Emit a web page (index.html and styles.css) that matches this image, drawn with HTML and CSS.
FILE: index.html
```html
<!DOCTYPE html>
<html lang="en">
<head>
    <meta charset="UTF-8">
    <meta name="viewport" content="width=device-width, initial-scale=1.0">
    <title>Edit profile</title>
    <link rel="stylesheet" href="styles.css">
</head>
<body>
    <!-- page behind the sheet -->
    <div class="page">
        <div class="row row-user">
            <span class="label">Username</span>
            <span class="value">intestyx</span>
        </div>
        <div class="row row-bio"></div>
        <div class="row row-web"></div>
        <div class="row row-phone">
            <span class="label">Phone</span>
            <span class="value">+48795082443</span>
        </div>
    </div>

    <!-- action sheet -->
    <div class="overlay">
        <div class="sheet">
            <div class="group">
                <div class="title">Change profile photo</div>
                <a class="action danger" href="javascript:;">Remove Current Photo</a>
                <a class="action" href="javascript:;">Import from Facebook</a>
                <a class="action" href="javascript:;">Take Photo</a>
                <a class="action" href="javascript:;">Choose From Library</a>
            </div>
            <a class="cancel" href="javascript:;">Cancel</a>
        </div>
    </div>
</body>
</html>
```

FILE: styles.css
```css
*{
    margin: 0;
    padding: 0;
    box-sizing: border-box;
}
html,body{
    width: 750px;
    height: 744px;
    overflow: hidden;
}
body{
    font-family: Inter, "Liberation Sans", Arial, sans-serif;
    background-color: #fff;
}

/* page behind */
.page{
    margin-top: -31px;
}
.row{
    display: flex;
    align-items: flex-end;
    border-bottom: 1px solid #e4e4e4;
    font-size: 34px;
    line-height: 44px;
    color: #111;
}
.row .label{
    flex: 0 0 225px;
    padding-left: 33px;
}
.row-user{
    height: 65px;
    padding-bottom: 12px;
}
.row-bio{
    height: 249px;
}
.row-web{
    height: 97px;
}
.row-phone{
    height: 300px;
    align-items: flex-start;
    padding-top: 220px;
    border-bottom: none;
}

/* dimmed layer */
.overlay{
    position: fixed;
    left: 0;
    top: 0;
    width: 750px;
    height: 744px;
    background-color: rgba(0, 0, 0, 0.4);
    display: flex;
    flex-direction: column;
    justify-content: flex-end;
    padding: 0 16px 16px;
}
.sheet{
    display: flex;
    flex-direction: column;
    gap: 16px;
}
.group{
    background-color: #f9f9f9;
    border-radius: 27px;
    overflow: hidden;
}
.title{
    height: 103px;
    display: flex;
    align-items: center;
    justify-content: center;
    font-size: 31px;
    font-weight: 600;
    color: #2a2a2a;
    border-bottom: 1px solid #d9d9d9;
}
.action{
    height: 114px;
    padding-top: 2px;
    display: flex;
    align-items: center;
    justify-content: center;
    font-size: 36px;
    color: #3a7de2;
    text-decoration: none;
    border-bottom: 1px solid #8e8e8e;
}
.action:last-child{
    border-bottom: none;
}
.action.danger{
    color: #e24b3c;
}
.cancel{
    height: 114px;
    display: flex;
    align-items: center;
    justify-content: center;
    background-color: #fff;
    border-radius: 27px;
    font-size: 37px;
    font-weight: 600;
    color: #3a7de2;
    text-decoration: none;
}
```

━━━━━━━━

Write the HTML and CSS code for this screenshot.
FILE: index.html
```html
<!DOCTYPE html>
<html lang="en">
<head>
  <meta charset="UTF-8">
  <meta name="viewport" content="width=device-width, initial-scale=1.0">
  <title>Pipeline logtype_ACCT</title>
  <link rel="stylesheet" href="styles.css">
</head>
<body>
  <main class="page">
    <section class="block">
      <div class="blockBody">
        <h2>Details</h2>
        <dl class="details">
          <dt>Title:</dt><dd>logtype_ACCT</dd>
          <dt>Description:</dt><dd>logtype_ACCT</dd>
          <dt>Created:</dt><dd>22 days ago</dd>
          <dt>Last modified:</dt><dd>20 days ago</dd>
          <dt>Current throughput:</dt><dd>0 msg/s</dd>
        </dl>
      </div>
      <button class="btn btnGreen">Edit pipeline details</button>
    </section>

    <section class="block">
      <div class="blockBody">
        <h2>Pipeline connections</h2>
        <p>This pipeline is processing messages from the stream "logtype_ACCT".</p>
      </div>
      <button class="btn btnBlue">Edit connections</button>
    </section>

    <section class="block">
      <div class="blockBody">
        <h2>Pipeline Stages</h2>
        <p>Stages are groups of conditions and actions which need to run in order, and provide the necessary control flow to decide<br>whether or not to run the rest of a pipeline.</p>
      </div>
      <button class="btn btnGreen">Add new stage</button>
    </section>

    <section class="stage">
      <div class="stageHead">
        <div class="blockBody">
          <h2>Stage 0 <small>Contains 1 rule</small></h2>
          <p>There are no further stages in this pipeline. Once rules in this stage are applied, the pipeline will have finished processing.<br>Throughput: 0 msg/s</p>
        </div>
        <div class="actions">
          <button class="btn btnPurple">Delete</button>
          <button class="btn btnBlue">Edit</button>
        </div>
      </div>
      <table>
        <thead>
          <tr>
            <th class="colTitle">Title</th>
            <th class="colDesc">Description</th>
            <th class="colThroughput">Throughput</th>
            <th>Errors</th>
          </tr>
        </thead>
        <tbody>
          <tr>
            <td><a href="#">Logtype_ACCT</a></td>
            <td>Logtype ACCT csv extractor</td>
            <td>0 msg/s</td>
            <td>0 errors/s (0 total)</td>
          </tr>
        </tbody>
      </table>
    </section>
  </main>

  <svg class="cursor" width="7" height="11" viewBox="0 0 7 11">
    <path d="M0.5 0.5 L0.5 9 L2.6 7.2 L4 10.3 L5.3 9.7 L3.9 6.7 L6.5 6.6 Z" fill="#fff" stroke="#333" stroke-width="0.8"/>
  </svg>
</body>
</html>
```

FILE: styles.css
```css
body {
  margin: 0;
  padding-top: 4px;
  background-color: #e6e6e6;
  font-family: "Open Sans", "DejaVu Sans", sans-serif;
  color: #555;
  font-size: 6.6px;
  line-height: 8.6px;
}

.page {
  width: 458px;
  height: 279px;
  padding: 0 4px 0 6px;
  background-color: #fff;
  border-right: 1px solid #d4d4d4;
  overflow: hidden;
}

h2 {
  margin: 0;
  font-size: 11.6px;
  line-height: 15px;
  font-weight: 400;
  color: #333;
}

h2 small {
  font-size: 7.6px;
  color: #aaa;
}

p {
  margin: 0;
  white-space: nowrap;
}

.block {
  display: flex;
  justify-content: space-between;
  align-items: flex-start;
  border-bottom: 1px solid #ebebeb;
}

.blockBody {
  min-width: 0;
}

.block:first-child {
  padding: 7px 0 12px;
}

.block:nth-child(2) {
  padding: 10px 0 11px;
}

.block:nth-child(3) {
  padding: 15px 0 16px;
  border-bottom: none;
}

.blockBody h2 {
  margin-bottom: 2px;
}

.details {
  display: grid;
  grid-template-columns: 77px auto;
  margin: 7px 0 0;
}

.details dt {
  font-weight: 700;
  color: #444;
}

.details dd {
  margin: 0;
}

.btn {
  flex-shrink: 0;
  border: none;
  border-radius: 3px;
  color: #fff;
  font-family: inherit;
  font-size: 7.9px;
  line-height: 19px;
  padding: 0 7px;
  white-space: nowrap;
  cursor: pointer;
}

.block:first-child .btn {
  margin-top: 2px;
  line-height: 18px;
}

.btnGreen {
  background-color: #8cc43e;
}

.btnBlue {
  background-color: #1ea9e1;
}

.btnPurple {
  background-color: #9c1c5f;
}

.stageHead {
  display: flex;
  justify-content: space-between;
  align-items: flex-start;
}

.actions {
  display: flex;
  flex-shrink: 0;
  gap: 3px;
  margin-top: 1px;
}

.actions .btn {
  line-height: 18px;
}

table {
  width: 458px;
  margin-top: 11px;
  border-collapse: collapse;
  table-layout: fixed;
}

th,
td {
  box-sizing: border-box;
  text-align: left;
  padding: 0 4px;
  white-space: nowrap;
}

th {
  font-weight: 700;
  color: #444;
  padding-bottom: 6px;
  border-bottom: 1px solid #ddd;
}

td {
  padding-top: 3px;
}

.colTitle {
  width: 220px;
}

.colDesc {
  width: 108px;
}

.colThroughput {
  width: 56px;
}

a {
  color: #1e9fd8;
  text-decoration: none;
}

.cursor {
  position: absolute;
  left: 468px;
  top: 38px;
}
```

━━━━━━━━

Directive >> In the material above, tally every line with the string "page" in it, then give that number alone.

Exercise output >> 7